#### DATA SECTION ####
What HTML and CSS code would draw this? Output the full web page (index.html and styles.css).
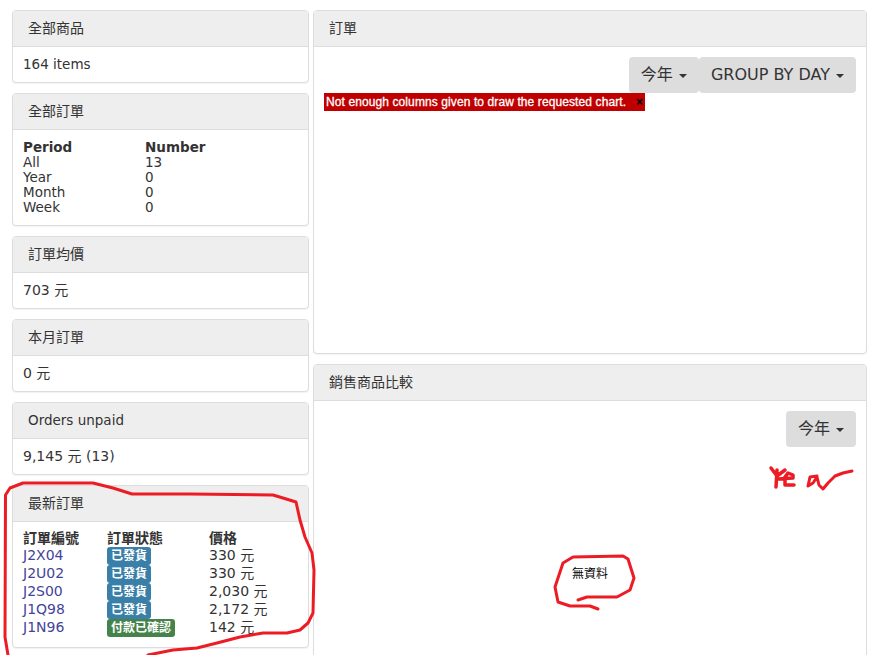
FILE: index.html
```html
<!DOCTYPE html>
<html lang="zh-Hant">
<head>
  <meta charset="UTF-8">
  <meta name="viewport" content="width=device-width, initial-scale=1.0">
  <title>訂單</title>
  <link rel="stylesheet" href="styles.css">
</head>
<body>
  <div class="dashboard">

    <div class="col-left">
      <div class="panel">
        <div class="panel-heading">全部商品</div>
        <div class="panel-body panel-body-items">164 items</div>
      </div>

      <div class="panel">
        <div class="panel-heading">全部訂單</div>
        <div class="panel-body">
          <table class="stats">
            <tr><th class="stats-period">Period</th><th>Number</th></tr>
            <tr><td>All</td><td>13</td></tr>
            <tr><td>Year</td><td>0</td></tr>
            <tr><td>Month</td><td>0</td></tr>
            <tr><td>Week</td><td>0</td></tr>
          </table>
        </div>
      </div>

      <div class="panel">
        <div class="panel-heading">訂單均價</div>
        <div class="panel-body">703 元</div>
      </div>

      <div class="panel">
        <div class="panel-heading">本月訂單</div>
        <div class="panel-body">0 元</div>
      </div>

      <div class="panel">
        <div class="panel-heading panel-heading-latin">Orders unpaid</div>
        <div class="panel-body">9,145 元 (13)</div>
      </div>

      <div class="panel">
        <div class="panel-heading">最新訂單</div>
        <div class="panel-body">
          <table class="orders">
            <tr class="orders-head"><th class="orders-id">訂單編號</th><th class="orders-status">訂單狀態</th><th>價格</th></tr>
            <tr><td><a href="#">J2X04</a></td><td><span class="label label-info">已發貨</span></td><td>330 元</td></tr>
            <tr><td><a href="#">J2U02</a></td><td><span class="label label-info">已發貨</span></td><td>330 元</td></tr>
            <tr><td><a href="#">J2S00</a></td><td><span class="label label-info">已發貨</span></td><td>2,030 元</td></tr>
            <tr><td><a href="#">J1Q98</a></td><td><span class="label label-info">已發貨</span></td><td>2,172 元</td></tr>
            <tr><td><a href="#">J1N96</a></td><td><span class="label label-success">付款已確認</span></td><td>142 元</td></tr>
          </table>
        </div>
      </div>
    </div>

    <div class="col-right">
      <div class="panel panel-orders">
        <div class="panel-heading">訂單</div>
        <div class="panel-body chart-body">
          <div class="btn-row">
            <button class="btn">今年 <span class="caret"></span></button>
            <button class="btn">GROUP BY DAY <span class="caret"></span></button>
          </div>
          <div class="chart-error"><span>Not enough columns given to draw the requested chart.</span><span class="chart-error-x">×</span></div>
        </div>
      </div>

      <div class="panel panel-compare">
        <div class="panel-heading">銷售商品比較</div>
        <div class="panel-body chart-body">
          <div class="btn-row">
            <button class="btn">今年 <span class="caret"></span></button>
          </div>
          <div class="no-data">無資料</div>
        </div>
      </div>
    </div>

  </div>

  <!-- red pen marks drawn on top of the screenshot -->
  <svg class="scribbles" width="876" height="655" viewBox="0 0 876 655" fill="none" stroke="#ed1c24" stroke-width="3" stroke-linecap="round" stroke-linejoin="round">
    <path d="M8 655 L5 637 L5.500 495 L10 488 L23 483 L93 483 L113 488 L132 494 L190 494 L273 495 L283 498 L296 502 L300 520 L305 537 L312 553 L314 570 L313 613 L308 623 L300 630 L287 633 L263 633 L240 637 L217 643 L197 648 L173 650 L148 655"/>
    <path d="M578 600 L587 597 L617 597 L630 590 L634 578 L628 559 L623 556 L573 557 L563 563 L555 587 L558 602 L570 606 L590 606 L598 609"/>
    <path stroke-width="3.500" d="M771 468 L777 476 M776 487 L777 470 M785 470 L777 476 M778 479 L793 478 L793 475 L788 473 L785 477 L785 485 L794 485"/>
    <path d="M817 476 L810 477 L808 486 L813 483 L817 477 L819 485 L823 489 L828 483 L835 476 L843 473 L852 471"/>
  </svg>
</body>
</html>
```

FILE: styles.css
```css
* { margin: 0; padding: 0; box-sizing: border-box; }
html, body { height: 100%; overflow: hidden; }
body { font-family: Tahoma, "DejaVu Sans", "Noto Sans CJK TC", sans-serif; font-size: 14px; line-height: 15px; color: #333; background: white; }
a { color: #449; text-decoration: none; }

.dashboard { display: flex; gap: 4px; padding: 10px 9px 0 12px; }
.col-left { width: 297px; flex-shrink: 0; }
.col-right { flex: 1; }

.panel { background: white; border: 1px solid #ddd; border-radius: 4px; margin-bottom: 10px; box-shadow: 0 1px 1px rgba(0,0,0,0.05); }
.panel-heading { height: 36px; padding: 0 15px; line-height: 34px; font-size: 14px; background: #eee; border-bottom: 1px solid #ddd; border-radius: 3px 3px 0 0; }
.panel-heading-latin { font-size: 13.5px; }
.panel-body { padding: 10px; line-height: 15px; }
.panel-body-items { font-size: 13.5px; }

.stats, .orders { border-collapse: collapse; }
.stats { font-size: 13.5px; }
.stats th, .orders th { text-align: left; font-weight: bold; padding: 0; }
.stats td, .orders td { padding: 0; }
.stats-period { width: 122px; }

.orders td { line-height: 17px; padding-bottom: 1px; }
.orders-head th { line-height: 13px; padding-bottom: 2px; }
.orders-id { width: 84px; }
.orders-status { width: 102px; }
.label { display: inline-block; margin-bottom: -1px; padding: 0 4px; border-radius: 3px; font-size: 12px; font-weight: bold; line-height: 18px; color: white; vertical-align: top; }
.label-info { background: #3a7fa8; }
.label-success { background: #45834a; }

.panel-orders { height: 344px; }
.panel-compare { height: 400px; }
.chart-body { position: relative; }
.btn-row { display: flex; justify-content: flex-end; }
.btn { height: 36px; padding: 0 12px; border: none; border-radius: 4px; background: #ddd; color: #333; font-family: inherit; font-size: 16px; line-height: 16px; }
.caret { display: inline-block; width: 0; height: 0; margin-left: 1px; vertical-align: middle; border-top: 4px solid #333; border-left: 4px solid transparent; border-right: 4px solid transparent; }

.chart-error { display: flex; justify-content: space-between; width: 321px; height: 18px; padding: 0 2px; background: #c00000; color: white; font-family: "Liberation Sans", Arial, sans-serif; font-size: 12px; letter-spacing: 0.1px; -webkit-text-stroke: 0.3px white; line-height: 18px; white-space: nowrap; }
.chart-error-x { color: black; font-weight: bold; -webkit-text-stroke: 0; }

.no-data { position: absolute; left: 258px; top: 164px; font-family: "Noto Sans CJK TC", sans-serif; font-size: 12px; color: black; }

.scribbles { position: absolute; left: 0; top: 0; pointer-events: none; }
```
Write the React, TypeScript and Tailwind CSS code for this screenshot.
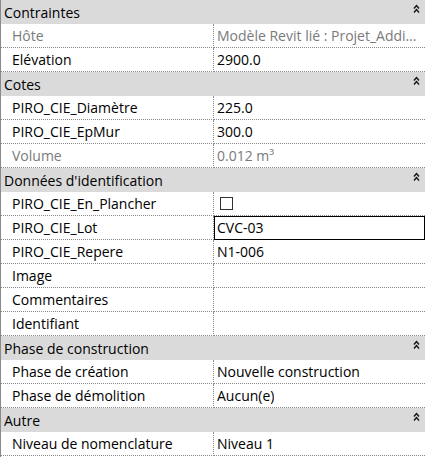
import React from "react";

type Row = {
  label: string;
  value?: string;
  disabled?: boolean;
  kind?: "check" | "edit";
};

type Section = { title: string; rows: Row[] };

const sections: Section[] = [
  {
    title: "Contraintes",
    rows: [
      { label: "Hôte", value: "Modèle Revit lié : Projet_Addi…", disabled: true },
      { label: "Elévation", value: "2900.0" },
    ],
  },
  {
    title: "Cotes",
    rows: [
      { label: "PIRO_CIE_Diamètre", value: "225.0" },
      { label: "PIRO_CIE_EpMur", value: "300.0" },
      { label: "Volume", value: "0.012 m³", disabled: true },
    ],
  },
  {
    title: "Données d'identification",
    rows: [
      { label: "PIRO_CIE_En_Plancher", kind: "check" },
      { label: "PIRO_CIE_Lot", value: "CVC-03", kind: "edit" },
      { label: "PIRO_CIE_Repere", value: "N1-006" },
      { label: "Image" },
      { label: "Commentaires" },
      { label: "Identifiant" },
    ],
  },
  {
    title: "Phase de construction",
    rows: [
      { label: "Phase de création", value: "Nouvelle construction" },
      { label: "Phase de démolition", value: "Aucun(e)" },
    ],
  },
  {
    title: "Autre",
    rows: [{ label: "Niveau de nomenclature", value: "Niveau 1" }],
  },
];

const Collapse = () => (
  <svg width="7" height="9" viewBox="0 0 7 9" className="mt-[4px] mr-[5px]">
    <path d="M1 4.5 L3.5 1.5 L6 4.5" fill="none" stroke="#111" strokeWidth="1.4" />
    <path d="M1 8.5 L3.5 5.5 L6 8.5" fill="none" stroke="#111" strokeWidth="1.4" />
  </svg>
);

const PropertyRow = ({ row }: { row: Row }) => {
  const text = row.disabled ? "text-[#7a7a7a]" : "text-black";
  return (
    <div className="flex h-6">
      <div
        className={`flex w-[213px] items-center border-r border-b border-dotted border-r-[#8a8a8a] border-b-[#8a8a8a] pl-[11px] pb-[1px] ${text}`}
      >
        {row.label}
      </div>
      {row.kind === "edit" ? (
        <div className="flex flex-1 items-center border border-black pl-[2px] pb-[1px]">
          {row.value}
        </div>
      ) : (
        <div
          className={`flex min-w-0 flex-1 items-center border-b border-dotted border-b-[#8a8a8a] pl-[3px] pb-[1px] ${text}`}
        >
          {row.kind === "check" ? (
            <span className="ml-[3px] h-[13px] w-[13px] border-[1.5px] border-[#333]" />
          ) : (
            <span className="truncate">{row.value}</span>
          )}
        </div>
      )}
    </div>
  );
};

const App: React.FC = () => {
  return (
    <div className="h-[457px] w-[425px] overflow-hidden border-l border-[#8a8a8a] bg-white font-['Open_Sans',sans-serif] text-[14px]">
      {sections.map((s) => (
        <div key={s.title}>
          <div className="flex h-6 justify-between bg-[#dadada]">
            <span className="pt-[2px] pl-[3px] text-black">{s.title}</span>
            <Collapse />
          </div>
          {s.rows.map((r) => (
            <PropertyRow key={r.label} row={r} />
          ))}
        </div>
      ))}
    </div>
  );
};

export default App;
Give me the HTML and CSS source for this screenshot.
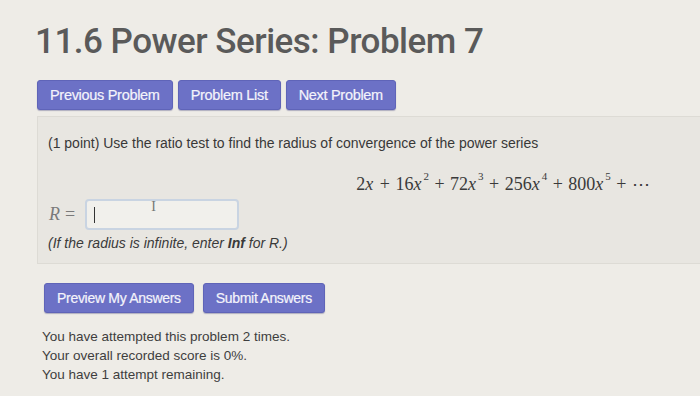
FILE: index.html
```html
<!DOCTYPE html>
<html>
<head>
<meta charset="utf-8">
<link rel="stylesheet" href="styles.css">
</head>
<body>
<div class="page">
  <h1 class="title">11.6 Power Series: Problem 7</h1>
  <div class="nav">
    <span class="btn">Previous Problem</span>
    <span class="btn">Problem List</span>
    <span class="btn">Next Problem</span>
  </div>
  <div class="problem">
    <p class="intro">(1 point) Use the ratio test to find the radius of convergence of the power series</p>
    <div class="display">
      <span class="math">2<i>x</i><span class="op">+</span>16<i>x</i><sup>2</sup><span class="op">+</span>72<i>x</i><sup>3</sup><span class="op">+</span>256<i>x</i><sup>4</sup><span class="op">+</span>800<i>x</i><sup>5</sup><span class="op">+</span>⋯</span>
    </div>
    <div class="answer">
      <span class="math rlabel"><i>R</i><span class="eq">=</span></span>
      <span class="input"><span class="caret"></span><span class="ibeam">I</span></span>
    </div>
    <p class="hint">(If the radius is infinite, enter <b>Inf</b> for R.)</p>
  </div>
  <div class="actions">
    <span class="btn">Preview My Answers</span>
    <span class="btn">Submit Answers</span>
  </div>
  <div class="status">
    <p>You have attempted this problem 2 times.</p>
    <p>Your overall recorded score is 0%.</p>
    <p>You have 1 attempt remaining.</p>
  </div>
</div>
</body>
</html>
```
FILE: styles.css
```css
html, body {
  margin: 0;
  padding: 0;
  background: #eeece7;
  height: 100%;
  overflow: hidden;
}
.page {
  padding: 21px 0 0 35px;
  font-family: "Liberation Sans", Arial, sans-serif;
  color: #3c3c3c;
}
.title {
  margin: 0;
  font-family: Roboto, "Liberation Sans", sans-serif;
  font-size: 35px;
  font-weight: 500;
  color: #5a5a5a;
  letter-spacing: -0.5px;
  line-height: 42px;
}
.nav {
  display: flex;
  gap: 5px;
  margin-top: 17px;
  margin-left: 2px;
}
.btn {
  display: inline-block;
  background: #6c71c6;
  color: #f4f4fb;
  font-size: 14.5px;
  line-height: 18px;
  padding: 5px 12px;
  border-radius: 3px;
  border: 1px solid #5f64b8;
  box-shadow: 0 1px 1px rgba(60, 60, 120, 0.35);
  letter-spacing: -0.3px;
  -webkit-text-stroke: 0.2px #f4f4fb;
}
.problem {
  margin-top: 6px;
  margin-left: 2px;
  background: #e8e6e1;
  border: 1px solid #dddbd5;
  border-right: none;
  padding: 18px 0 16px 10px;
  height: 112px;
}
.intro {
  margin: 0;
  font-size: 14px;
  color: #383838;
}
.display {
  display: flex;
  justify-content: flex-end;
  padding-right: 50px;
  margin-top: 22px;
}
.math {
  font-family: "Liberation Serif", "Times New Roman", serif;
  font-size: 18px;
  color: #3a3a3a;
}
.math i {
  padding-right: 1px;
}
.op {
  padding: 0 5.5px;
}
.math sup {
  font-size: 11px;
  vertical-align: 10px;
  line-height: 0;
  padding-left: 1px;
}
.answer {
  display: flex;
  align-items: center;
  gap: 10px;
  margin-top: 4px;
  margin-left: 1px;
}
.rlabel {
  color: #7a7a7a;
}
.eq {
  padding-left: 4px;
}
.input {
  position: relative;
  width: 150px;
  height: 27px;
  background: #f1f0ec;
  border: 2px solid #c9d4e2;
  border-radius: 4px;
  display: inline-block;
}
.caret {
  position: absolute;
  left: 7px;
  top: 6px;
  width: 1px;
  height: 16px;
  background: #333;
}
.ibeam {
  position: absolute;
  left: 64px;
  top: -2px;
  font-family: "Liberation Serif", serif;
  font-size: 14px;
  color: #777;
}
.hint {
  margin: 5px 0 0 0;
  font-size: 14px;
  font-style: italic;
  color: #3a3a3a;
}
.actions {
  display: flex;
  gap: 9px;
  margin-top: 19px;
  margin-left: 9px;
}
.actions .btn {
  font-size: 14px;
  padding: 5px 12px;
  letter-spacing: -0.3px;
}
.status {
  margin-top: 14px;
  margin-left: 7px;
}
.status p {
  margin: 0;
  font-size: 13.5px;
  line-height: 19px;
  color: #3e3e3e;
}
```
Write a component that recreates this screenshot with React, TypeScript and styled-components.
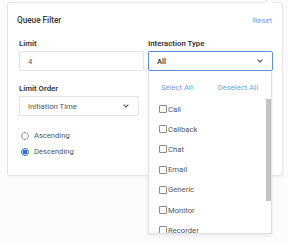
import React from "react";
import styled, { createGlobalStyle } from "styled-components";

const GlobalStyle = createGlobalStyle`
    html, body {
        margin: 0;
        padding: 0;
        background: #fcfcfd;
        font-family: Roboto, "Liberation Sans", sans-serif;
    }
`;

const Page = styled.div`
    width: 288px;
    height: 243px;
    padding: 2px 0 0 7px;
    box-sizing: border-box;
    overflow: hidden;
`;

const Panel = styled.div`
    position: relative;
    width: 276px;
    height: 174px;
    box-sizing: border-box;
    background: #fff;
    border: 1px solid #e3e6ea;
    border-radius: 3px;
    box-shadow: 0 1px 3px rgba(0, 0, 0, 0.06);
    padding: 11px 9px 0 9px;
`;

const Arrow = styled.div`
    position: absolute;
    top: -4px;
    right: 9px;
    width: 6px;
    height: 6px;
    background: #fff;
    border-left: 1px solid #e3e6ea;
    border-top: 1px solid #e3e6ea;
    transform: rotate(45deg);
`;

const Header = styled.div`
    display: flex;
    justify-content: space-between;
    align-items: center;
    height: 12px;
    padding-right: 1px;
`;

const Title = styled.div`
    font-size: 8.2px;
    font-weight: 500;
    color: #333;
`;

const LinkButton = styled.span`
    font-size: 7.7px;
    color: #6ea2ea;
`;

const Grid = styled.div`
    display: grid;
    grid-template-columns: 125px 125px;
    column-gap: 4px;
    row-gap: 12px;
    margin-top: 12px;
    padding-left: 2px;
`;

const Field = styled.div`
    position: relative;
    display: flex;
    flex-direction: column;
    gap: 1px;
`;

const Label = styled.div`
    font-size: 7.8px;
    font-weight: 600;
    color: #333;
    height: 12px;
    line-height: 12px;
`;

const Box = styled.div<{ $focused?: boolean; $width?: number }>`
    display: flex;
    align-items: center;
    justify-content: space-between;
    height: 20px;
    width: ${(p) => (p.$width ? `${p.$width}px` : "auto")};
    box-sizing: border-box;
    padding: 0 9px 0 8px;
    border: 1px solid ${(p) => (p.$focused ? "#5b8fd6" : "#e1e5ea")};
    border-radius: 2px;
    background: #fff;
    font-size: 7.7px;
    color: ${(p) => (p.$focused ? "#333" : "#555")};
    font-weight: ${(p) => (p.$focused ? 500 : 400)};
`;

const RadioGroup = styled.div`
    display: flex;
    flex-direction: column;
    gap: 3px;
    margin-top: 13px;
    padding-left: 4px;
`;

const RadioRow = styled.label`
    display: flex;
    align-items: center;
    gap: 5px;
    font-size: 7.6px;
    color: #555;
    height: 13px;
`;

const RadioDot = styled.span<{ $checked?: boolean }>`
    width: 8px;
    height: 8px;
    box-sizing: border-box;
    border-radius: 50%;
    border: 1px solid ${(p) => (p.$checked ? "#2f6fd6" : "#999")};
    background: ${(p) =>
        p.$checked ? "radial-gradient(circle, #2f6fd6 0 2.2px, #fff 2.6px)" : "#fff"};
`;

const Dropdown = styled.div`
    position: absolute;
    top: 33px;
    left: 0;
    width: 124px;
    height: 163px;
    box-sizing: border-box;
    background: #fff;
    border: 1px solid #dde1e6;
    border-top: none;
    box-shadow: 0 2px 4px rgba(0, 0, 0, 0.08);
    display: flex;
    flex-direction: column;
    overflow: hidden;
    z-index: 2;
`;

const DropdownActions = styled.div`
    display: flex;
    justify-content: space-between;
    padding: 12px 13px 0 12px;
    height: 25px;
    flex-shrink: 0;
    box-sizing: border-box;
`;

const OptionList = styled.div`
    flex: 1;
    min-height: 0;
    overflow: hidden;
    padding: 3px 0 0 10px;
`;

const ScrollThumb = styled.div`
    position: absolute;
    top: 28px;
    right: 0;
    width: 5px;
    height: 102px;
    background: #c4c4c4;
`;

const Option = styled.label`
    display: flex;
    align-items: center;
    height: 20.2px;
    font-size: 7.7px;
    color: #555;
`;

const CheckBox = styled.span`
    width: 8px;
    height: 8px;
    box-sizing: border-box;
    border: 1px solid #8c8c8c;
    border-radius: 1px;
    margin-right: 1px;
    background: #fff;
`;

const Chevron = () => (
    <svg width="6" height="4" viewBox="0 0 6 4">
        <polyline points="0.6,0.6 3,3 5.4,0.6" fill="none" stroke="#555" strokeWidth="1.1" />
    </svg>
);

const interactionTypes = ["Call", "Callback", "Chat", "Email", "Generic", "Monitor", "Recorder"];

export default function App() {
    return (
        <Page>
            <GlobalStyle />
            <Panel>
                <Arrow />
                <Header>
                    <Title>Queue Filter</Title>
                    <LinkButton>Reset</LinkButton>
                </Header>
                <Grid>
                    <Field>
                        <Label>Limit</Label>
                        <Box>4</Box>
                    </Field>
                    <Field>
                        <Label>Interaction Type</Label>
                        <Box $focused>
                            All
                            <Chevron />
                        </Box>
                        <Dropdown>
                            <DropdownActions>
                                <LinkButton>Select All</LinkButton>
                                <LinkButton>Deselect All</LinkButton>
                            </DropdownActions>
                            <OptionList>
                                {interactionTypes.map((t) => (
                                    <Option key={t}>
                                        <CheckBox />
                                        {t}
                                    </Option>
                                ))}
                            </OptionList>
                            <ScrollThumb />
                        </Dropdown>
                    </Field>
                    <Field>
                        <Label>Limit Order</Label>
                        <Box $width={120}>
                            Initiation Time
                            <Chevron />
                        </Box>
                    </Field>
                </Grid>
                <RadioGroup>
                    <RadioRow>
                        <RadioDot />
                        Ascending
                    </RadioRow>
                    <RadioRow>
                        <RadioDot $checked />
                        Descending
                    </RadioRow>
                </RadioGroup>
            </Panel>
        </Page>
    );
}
####
▸ **INSTRUCTIONS FOR THE TASK**
The copy should hold exactly the lines from the line with "Write the React, TypeScript" to the line with "string; rows: Row[]", both ends in, set down without any pictures and with nothing added.

▸ **REPLY TO THE EXERCISE**
Write the React, TypeScript and Tailwind CSS code for this screenshot.
import React from "react";

type Row = {
  label: string;
  value?: string;
  disabled?: boolean;
  kind?: "check" | "edit";
};

type Section = { title: string; rows: Row[] };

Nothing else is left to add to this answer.